Exercise objective:
Quote the entries below from the line with "The picture is" through the line with "start + i * 60)", both ends included, and only those lines.

Dataset entries:

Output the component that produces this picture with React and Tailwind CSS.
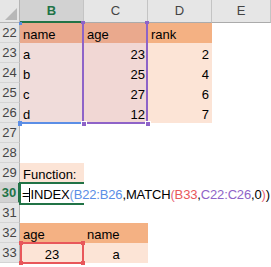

---

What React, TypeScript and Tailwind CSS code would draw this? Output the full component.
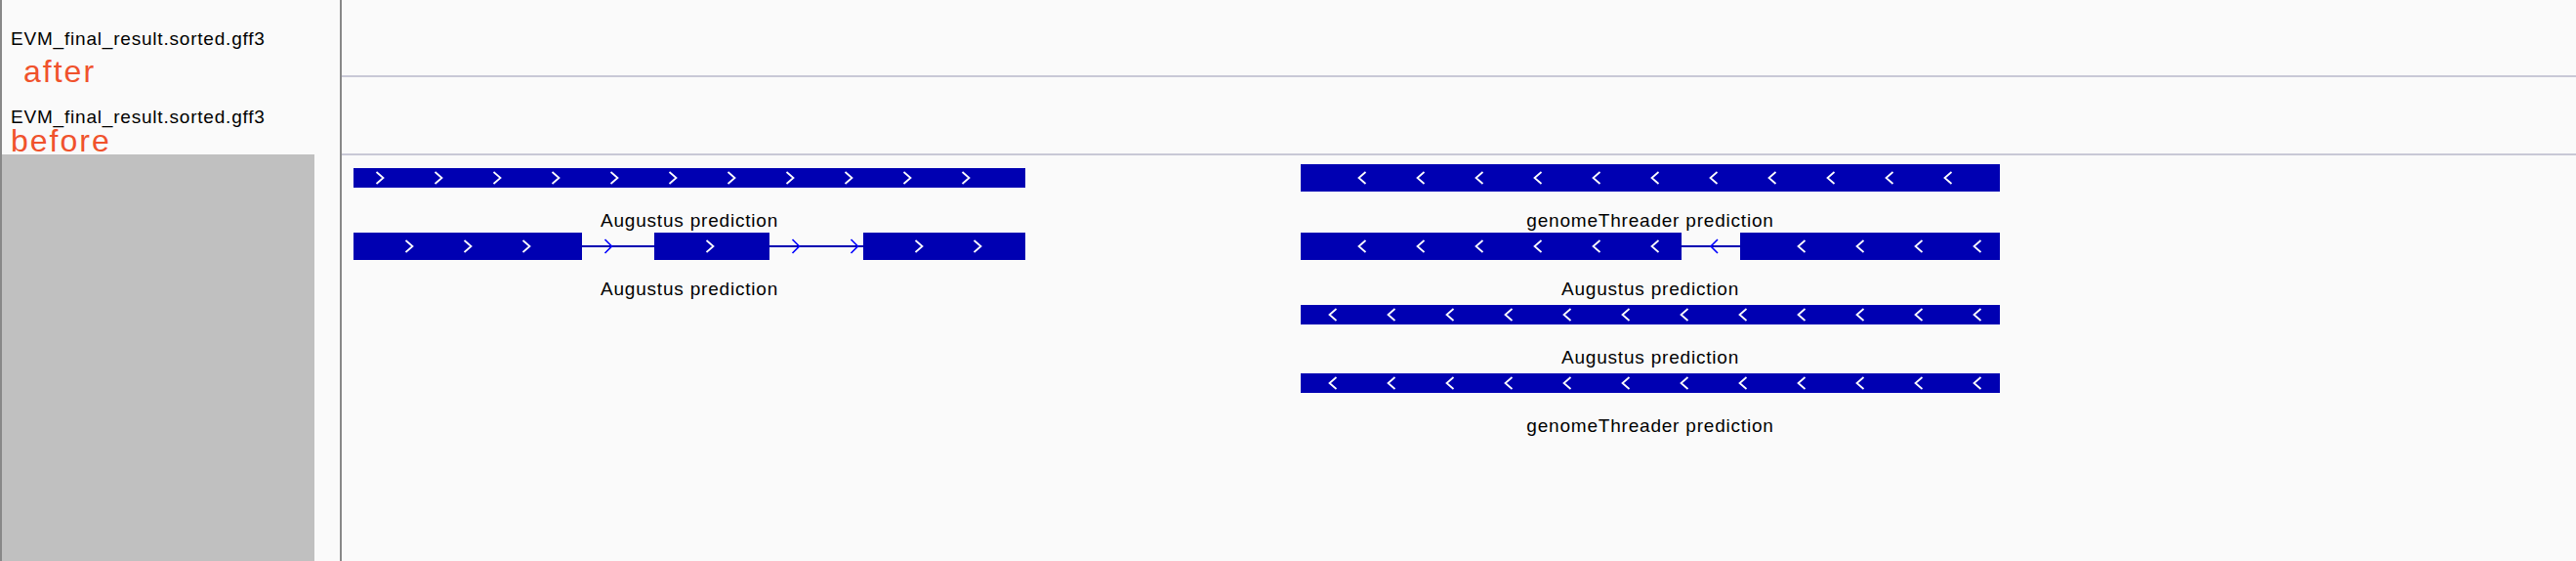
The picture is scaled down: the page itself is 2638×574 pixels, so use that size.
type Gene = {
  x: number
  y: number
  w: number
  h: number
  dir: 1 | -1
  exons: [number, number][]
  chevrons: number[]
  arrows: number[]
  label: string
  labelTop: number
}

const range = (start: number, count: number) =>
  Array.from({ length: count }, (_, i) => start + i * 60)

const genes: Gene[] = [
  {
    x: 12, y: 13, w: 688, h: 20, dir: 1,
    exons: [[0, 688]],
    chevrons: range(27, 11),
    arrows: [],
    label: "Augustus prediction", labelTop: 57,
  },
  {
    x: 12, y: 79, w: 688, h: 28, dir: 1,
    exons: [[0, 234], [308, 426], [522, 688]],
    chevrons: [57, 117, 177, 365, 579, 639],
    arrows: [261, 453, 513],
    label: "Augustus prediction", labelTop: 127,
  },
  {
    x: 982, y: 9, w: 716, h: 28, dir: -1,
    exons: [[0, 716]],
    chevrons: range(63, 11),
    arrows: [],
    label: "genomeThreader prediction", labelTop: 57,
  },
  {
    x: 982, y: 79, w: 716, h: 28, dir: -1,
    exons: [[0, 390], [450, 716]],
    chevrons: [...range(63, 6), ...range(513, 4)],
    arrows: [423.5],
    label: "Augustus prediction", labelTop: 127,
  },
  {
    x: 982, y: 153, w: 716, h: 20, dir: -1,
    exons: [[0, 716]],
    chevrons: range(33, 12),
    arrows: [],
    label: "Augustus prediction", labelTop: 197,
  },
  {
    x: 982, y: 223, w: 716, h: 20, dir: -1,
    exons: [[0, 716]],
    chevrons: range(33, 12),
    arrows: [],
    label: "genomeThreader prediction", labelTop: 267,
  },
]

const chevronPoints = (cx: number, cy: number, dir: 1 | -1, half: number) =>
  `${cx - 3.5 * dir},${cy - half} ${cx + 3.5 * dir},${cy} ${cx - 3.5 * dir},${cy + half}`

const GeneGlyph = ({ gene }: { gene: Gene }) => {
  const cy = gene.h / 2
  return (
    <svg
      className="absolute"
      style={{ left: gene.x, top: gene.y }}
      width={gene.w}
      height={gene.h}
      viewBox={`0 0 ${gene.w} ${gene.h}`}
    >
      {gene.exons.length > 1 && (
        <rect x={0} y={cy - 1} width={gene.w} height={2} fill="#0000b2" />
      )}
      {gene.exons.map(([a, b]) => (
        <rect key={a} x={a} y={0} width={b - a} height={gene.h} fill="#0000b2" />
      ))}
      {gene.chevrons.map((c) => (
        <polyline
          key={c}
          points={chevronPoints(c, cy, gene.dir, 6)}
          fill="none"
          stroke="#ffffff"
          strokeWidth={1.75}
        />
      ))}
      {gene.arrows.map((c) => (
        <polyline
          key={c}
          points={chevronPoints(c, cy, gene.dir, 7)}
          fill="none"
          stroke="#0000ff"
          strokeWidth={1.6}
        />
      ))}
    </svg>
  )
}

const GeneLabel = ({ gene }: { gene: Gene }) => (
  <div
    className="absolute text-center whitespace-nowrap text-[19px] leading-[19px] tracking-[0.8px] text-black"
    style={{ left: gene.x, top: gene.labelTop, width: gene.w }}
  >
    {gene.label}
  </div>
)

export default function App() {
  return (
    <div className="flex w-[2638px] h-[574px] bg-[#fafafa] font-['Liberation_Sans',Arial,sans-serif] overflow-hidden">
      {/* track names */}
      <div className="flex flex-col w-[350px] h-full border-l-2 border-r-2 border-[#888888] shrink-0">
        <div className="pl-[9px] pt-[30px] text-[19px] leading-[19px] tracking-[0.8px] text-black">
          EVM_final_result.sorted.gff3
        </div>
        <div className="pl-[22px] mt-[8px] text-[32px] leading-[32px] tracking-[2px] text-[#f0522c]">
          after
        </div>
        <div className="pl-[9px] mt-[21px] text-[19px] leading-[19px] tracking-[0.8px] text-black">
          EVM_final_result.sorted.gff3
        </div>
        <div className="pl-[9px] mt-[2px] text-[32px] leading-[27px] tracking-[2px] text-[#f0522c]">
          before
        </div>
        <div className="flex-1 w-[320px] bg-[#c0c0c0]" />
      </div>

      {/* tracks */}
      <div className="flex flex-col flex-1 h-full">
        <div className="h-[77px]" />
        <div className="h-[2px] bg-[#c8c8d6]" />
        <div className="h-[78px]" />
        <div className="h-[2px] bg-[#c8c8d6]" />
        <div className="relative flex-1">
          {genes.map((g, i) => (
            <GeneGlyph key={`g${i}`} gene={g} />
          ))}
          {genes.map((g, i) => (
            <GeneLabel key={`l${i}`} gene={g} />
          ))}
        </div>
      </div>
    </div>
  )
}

Solution for this exercise:
The picture is scaled down: the page itself is 2638×574 pixels, so use that size.
type Gene = {
  x: number
  y: number
  w: number
  h: number
  dir: 1 | -1
  exons: [number, number][]
  chevrons: number[]
  arrows: number[]
  label: string
  labelTop: number
}

const range = (start: number, count: number) =>
  Array.from({ length: count }, (_, i) => start + i * 60)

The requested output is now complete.